:: Extracted records ::
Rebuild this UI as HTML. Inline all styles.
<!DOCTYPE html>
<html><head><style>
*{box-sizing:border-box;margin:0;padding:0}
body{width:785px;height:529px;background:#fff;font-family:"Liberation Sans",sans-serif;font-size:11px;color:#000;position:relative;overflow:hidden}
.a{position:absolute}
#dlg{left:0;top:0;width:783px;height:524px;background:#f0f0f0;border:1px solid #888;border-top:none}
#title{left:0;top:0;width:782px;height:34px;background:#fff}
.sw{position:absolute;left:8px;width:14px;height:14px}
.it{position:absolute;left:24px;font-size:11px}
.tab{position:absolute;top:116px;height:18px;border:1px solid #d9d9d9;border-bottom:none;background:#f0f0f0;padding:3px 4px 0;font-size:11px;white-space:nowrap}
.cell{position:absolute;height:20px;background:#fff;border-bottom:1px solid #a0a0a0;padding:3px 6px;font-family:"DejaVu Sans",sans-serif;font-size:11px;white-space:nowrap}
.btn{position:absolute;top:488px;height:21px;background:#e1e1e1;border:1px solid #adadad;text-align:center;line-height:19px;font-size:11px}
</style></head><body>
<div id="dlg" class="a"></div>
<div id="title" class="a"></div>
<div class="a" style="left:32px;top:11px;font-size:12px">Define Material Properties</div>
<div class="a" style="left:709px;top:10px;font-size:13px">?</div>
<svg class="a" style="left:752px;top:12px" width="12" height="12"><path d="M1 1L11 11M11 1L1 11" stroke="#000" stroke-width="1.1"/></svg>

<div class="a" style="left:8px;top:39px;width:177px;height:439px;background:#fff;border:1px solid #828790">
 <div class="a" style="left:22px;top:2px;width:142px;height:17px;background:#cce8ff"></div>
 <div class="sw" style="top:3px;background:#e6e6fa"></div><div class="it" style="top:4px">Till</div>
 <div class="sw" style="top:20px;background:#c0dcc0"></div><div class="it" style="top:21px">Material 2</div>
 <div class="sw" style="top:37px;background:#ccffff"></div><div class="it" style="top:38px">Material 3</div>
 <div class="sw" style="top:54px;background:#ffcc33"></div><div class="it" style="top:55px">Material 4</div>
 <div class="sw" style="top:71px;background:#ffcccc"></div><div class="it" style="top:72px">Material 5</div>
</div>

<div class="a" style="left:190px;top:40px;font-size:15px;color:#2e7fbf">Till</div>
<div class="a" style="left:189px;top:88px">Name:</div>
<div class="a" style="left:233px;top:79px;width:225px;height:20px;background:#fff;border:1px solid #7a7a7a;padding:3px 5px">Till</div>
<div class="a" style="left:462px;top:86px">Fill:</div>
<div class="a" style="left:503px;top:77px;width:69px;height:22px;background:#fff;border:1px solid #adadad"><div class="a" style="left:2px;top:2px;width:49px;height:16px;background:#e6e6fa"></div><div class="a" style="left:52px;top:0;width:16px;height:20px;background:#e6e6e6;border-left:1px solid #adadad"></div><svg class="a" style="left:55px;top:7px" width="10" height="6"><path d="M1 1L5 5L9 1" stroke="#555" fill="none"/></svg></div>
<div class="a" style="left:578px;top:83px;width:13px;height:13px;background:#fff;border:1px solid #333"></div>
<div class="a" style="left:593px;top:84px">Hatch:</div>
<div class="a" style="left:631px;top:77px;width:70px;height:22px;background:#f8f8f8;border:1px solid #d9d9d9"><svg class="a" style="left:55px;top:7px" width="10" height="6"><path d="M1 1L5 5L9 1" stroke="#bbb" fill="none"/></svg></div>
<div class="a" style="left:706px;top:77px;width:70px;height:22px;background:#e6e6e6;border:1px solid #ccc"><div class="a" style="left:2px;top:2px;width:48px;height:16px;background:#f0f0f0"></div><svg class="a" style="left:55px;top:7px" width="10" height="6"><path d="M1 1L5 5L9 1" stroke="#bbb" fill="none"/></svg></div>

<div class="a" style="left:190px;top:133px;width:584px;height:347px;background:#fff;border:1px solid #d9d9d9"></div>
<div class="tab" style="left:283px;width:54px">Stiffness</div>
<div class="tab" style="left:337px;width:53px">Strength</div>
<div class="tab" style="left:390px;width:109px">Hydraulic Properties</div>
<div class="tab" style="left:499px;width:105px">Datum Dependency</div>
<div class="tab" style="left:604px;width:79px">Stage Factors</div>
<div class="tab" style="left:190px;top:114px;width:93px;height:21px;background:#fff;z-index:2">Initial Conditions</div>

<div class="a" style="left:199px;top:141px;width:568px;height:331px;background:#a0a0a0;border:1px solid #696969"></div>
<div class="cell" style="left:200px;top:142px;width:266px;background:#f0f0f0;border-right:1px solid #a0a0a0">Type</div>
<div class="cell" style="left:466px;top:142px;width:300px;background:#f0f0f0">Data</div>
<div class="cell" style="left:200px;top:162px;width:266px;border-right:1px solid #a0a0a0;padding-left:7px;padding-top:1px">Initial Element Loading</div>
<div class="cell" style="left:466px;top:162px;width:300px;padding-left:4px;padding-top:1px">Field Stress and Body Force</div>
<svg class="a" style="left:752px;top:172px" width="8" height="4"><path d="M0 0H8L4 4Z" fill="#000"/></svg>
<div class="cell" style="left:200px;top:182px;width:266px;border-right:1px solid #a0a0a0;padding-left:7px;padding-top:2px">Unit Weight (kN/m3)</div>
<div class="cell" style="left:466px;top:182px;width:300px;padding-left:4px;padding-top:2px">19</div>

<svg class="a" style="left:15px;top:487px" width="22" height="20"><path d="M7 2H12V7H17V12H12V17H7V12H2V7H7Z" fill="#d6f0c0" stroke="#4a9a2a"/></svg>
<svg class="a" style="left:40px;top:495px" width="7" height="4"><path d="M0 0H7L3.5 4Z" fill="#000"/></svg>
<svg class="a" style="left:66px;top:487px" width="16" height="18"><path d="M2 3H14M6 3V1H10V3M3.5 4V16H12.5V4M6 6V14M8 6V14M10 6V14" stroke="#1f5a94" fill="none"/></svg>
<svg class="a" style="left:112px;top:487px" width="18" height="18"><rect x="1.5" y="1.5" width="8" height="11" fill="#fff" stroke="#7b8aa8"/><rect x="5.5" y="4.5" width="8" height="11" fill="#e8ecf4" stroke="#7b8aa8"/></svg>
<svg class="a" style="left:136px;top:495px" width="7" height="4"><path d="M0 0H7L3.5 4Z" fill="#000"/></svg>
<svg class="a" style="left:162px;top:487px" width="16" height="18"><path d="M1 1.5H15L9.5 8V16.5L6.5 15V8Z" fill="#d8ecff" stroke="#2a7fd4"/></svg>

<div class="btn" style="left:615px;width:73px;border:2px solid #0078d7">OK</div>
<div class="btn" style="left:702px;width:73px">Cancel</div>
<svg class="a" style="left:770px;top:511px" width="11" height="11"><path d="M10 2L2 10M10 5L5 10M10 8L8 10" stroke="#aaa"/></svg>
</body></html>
---
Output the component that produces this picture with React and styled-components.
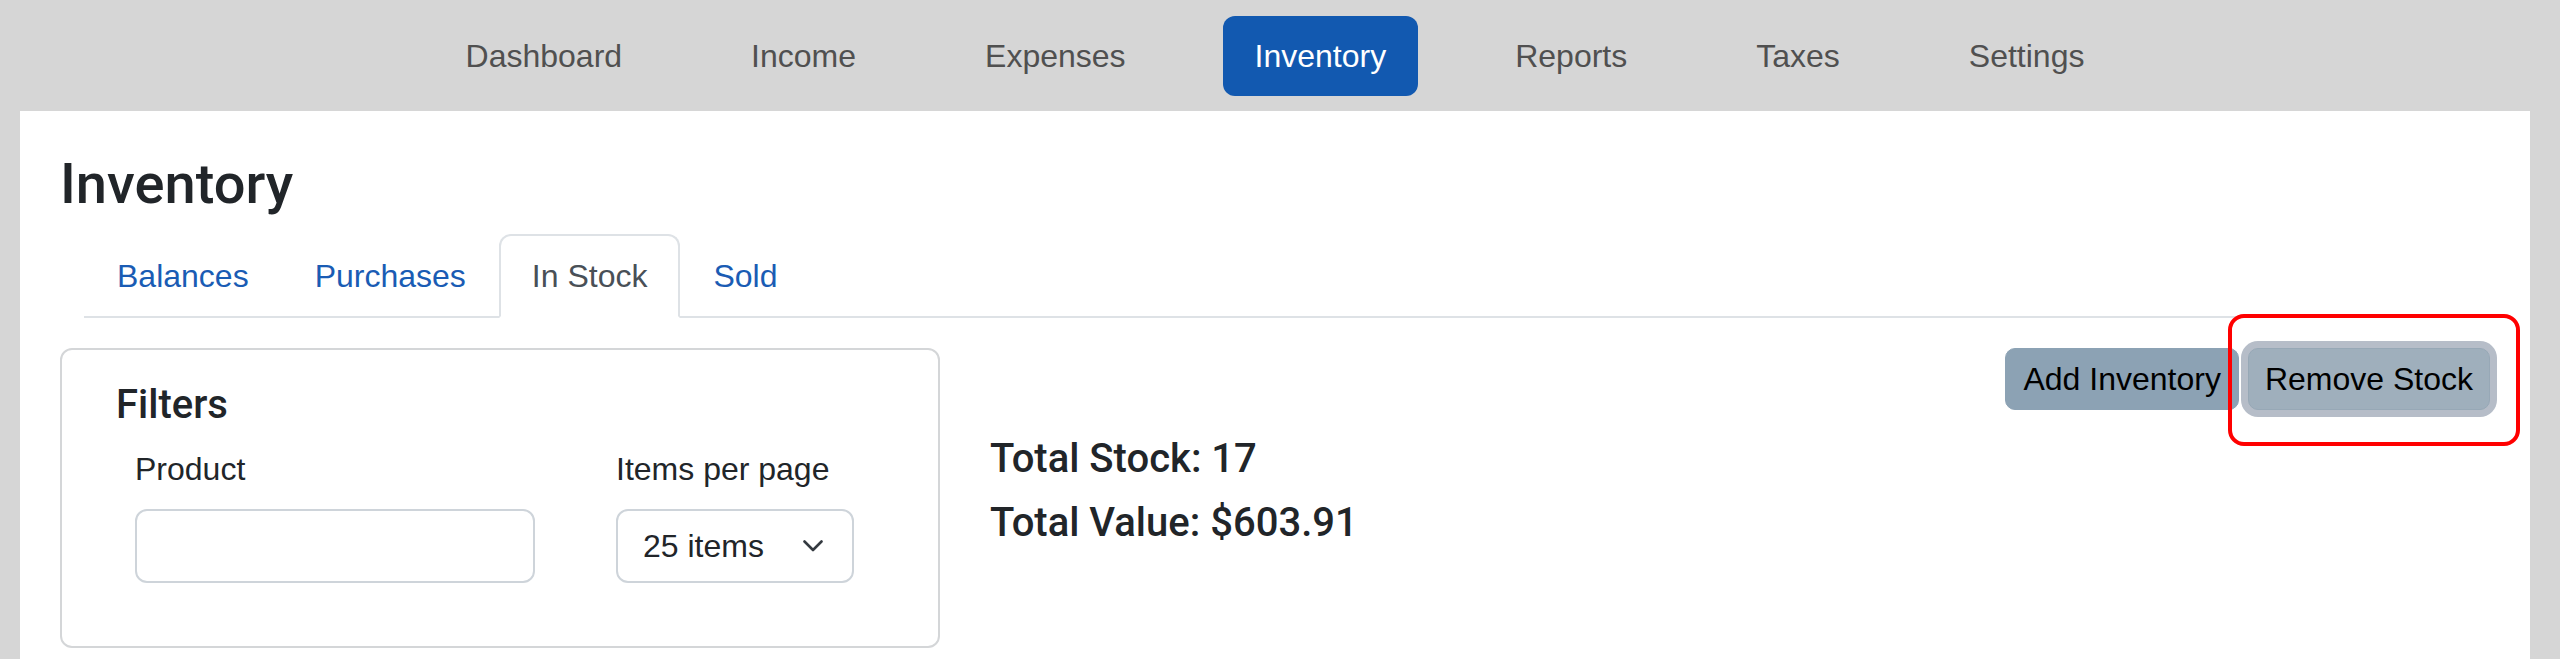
==
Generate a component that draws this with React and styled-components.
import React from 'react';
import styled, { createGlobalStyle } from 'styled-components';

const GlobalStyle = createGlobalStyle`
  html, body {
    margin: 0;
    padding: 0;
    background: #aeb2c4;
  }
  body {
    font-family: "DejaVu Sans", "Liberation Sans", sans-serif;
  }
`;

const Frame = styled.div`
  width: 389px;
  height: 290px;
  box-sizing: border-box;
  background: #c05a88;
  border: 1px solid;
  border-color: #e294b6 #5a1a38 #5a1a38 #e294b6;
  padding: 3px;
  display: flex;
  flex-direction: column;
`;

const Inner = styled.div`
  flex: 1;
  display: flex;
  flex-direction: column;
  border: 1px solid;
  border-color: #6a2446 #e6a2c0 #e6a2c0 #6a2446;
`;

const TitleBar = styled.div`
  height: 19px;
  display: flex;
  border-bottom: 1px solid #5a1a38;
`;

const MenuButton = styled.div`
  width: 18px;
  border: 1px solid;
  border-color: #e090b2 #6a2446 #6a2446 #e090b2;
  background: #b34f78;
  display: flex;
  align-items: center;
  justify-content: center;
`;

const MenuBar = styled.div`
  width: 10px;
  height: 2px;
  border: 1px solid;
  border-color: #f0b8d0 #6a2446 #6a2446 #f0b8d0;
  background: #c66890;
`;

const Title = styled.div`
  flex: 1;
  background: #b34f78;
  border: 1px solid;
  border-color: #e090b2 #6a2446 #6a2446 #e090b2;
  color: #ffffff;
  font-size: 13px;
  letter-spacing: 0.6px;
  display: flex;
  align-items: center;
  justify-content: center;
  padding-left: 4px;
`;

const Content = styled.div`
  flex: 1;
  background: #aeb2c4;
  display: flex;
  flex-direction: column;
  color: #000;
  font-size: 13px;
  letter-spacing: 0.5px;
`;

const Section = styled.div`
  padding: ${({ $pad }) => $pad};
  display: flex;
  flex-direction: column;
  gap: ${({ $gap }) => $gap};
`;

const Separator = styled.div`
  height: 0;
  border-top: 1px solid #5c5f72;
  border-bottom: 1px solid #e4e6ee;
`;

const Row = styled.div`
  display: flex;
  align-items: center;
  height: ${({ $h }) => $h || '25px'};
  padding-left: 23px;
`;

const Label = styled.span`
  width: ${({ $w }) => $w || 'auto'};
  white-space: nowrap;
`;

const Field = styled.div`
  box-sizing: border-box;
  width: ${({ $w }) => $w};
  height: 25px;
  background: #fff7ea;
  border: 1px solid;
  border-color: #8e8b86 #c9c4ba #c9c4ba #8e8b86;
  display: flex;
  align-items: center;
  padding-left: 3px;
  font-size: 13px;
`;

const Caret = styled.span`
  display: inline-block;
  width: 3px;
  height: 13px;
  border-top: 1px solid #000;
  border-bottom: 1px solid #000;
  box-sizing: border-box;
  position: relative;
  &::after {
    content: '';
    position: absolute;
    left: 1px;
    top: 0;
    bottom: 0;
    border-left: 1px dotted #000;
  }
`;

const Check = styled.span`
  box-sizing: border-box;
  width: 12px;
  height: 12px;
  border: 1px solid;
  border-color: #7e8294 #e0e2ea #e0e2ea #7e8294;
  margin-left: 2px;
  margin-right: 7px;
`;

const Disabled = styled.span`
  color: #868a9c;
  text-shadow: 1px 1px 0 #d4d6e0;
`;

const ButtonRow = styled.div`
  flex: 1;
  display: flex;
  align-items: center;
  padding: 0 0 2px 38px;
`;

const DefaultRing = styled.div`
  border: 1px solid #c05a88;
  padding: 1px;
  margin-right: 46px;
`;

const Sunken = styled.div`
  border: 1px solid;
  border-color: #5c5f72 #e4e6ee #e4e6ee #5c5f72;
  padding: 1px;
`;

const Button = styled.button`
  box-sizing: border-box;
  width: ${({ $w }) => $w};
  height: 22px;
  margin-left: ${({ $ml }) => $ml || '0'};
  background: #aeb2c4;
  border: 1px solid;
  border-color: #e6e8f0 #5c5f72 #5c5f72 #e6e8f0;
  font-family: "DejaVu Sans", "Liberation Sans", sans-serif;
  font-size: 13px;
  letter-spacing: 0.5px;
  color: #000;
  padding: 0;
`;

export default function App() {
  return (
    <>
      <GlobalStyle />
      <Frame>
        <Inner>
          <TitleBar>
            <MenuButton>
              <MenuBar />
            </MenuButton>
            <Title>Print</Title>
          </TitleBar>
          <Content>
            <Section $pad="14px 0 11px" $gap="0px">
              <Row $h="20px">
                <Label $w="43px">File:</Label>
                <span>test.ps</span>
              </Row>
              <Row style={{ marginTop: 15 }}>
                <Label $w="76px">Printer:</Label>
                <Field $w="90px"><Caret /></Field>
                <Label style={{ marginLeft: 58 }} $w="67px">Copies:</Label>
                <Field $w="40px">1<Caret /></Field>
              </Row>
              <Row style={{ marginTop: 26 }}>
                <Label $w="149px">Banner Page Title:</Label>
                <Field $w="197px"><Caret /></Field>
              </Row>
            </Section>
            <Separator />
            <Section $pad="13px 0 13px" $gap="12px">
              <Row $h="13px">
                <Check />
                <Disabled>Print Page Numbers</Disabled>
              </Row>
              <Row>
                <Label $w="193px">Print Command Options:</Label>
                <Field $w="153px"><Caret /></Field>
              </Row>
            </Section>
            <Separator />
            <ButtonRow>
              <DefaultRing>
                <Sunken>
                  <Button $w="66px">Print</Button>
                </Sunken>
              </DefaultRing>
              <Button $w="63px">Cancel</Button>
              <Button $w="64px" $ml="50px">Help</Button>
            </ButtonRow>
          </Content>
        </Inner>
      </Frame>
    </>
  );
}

:: Given task ::
Above are the lines; repeat exactly the ones from the line containing "Rebuild this UI as HTML. Inline all styles." down to the line containing "1L11 11M11 1L1", both inclusive.

:: Solution to this problem ::
Rebuild this UI as HTML. Inline all styles.
<!DOCTYPE html>
<html><head><style>
*{box-sizing:border-box;margin:0;padding:0}
body{width:785px;height:529px;background:#fff;font-family:"Liberation Sans",sans-serif;font-size:11px;color:#000;position:relative;overflow:hidden}
.a{position:absolute}
#dlg{left:0;top:0;width:783px;height:524px;background:#f0f0f0;border:1px solid #888;border-top:none}
#title{left:0;top:0;width:782px;height:34px;background:#fff}
.sw{position:absolute;left:8px;width:14px;height:14px}
.it{position:absolute;left:24px;font-size:11px}
.tab{position:absolute;top:116px;height:18px;border:1px solid #d9d9d9;border-bottom:none;background:#f0f0f0;padding:3px 4px 0;font-size:11px;white-space:nowrap}
.cell{position:absolute;height:20px;background:#fff;border-bottom:1px solid #a0a0a0;padding:3px 6px;font-family:"DejaVu Sans",sans-serif;font-size:11px;white-space:nowrap}
.btn{position:absolute;top:488px;height:21px;background:#e1e1e1;border:1px solid #adadad;text-align:center;line-height:19px;font-size:11px}
</style></head><body>
<div id="dlg" class="a"></div>
<div id="title" class="a"></div>
<div class="a" style="left:32px;top:11px;font-size:12px">Define Material Properties</div>
<div class="a" style="left:709px;top:10px;font-size:13px">?</div>
<svg class="a" style="left:752px;top:12px" width="12" height="12"><path d="M1 1L11 11M11 1L1 11" stroke="#000" stroke-width="1.1"/></svg>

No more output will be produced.